In the copy, keep every record exact and leave out all images.

Front-end source files:
########################################
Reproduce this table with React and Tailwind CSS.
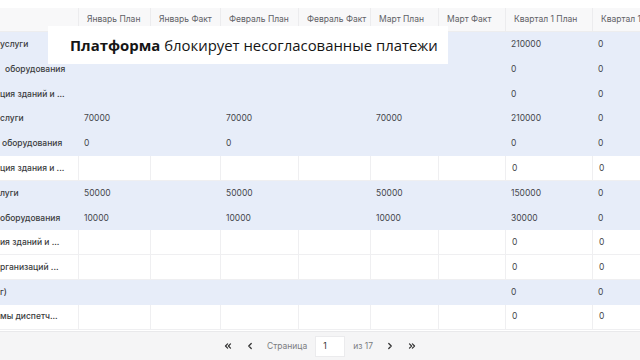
import { ChevronLeft, ChevronRight, ChevronsLeft, ChevronsRight } from 'lucide-react';

const widths = ['w-[78px]', 'w-[72px]', 'w-[70px]', 'w-[78px]', 'w-[72px]', 'w-[68px]', 'w-[67px]', 'w-[87px]', 'w-[90px]'];

const headers = ['', 'Январь План', 'Январь Факт', 'Февраль План', 'Февраль Факт', 'Март План', 'Март Факт', 'Квартал 1 План', 'Квартал 1 Факт'];

// name is the visible (scrolled) part of the first column
const rows = [
  { name: 'услуги', pad: 'pl-0', blue: true, v: ['', '', '', '', '', '', '210000', '0'] },
  { name: 'оборудования', pad: 'pl-[5px]', blue: true, v: ['', '', '', '', '', '', '0', '0'] },
  { name: 'ция зданий и ...', pad: 'pl-0', blue: true, v: ['', '', '', '', '', '', '0', '0'] },
  { name: 'слуги', pad: 'pl-0', blue: true, v: ['70000', '', '70000', '', '70000', '', '210000', '0'] },
  { name: 'оборудования', pad: 'pl-[2px]', blue: true, v: ['0', '', '0', '', '', '', '0', '0'] },
  { name: 'ция здания и ...', pad: 'pl-0', blue: false, v: ['', '', '', '', '', '', '0', '0'] },
  { name: 'луги', pad: 'pl-0', blue: true, v: ['50000', '', '50000', '', '50000', '', '150000', '0'] },
  { name: 'оборудования', pad: 'pl-0', blue: true, v: ['10000', '', '10000', '', '10000', '', '30000', '0'] },
  { name: 'ия зданий и ...', pad: 'pl-0', blue: false, v: ['', '', '', '', '', '', '0', '0'] },
  { name: 'рганизаций ...', pad: 'pl-0', blue: false, v: ['', '', '', '', '', '', '0', '0'] },
  { name: 'г)', pad: 'pl-0', blue: true, v: ['', '', '', '', '', '', '0', '0'] },
  { name: 'мы диспетч...', pad: 'pl-0', blue: false, v: ['', '', '', '', '', '', '0', '0'] },
];

const App = () => {
  return (
    <div className="relative w-[640px] h-[360px] overflow-hidden bg-white font-['Inter',sans-serif]">
      <div className="h-[8px]" />

      {/* Header */}
      <div className="flex h-[24px] bg-[#f8f8f9] border-b border-[#ededee]">
        {headers.map((h, i) => (
          <div
            key={i}
            className={`${widths[i]} shrink-0 flex items-center pl-[8px] text-[8.5px] text-[#5f6166] whitespace-nowrap overflow-hidden ${i > 0 ? 'border-l border-[#ececee]' : ''}`}
          >
            {h}
          </div>
        ))}
      </div>

      {/* Body */}
      {rows.map((r, ri) => (
        <div
          key={ri}
          className={`flex h-[24.8px] ${r.blue ? 'bg-[#e7edf9]' : 'bg-white border-b border-[#efeff1]'}`}
        >
          <div className={`${widths[0]} ${r.pad} shrink-0 flex items-center text-[8.5px] font-medium text-[#3a3c40] whitespace-nowrap overflow-hidden`}>
            {r.name}
          </div>
          {r.v.map((val, ci) => (
            <div
              key={ci}
              className={`${widths[ci + 1]} shrink-0 flex items-center pl-[6px] text-[8.5px] text-[#45474c] whitespace-nowrap overflow-hidden ${r.blue ? '' : 'border-l border-[#efeff1]'}`}
            >
              {val}
            </div>
          ))}
        </div>
      ))}

      {/* Pagination */}
      <div className="absolute left-0 right-0 bottom-0 h-[29px] bg-[#f5f5f6] border-t border-[#e9e9eb] flex items-center justify-center gap-[8px] text-[8.5px] text-[#7a7c80]">
        <ChevronsLeft size={10} strokeWidth={3} className="text-[#333]" />
        <ChevronLeft size={10} strokeWidth={3} className="text-[#333] ml-[4px]" />
        <span className="ml-[4px]">Страница</span>
        <div className="w-[30px] h-[21px] bg-white border border-[#ebebed] flex items-center pl-[7px] text-[#333]">1</div>
        <span>из 17</span>
        <ChevronRight size={10} strokeWidth={3} className="text-[#333] ml-[4px]" />
        <ChevronsRight size={10} strokeWidth={3} className="text-[#333] ml-[4px]" />
      </div>

      {/* Caption overlay */}
      <div className="absolute left-[48px] top-[26px] w-[400px] h-[38px] bg-white flex items-center pl-[22px] font-['Open_Sans',sans-serif] text-[14.9px] text-[#151515] whitespace-nowrap">
        <span className="font-bold">Платформа</span>
        <span>&nbsp;блокирует несогласованные платежи</span>
      </div>
    </div>
  );
};

export default App;
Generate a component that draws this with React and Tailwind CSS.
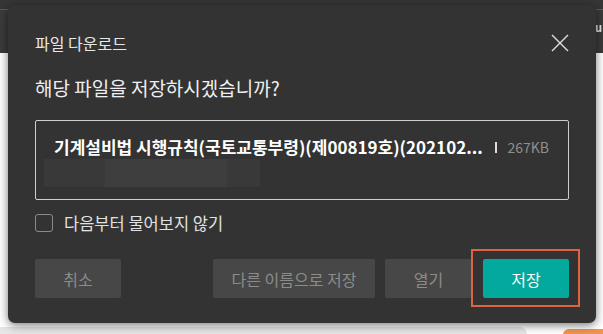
########################################
Solution for this task
Reproduce this table with React and Tailwind CSS.
import { ChevronLeft, ChevronRight, ChevronsLeft, ChevronsRight } from 'lucide-react';

const widths = ['w-[78px]', 'w-[72px]', 'w-[70px]', 'w-[78px]', 'w-[72px]', 'w-[68px]', 'w-[67px]', 'w-[87px]', 'w-[90px]'];

const headers = ['', 'Январь План', 'Январь Факт', 'Февраль План', 'Февраль Факт', 'Март План', 'Март Факт', 'Квартал 1 План', 'Квартал 1 Факт'];

// name is the visible (scrolled) part of the first column
const rows = [
  { name: 'услуги', pad: 'pl-0', blue: true, v: ['', '', '', '', '', '', '210000', '0'] },
  { name: 'оборудования', pad: 'pl-[5px]', blue: true, v: ['', '', '', '', '', '', '0', '0'] },
  { name: 'ция зданий и ...', pad: 'pl-0', blue: true, v: ['', '', '', '', '', '', '0', '0'] },
  { name: 'слуги', pad: 'pl-0', blue: true, v: ['70000', '', '70000', '', '70000', '', '210000', '0'] },
  { name: 'оборудования', pad: 'pl-[2px]', blue: true, v: ['0', '', '0', '', '', '', '0', '0'] },
  { name: 'ция здания и ...', pad: 'pl-0', blue: false, v: ['', '', '', '', '', '', '0', '0'] },
  { name: 'луги', pad: 'pl-0', blue: true, v: ['50000', '', '50000', '', '50000', '', '150000', '0'] },
  { name: 'оборудования', pad: 'pl-0', blue: true, v: ['10000', '', '10000', '', '10000', '', '30000', '0'] },
  { name: 'ия зданий и ...', pad: 'pl-0', blue: false, v: ['', '', '', '', '', '', '0', '0'] },
  { name: 'рганизаций ...', pad: 'pl-0', blue: false, v: ['', '', '', '', '', '', '0', '0'] },
  { name: 'г)', pad: 'pl-0', blue: true, v: ['', '', '', '', '', '', '0', '0'] },
  { name: 'мы диспетч...', pad: 'pl-0', blue: false, v: ['', '', '', '', '', '', '0', '0'] },
];

const App = () => {
  return (
    <div className="relative w-[640px] h-[360px] overflow-hidden bg-white font-['Inter',sans-serif]">
      <div className="h-[8px]" />

      {/* Header */}
      <div className="flex h-[24px] bg-[#f8f8f9] border-b border-[#ededee]">
        {headers.map((h, i) => (
          <div
            key={i}
            className={`${widths[i]} shrink-0 flex items-center pl-[8px] text-[8.5px] text-[#5f6166] whitespace-nowrap overflow-hidden ${i > 0 ? 'border-l border-[#ececee]' : ''}`}
          >
            {h}
          </div>
        ))}
      </div>

      {/* Body */}
      {rows.map((r, ri) => (
        <div
          key={ri}
          className={`flex h-[24.8px] ${r.blue ? 'bg-[#e7edf9]' : 'bg-white border-b border-[#efeff1]'}`}
        >
          <div className={`${widths[0]} ${r.pad} shrink-0 flex items-center text-[8.5px] font-medium text-[#3a3c40] whitespace-nowrap overflow-hidden`}>
            {r.name}
          </div>
          {r.v.map((val, ci) => (
            <div
              key={ci}
              className={`${widths[ci + 1]} shrink-0 flex items-center pl-[6px] text-[8.5px] text-[#45474c] whitespace-nowrap overflow-hidden ${r.blue ? '' : 'border-l border-[#efeff1]'}`}
            >
              {val}
            </div>
          ))}
        </div>
      ))}

      {/* Pagination */}
      <div className="absolute left-0 right-0 bottom-0 h-[29px] bg-[#f5f5f6] border-t border-[#e9e9eb] flex items-center justify-center gap-[8px] text-[8.5px] text-[#7a7c80]">
        <ChevronsLeft size={10} strokeWidth={3} className="text-[#333]" />
        <ChevronLeft size={10} strokeWidth={3} className="text-[#333] ml-[4px]" />
        <span className="ml-[4px]">Страница</span>
        <div className="w-[30px] h-[21px] bg-white border border-[#ebebed] flex items-center pl-[7px] text-[#333]">1</div>
        <span>из 17</span>
        <ChevronRight size={10} strokeWidth={3} className="text-[#333] ml-[4px]" />
        <ChevronsRight size={10} strokeWidth={3} className="text-[#333] ml-[4px]" />
      </div>

      {/* Caption overlay */}
      <div className="absolute left-[48px] top-[26px] w-[400px] h-[38px] bg-white flex items-center pl-[22px] font-['Open_Sans',sans-serif] text-[14.9px] text-[#151515] whitespace-nowrap">
        <span className="font-bold">Платформа</span>
        <span>&nbsp;блокирует несогласованные платежи</span>
      </div>
    </div>
  );
};

export default App;
Generate a component that draws this with React and Tailwind CSS.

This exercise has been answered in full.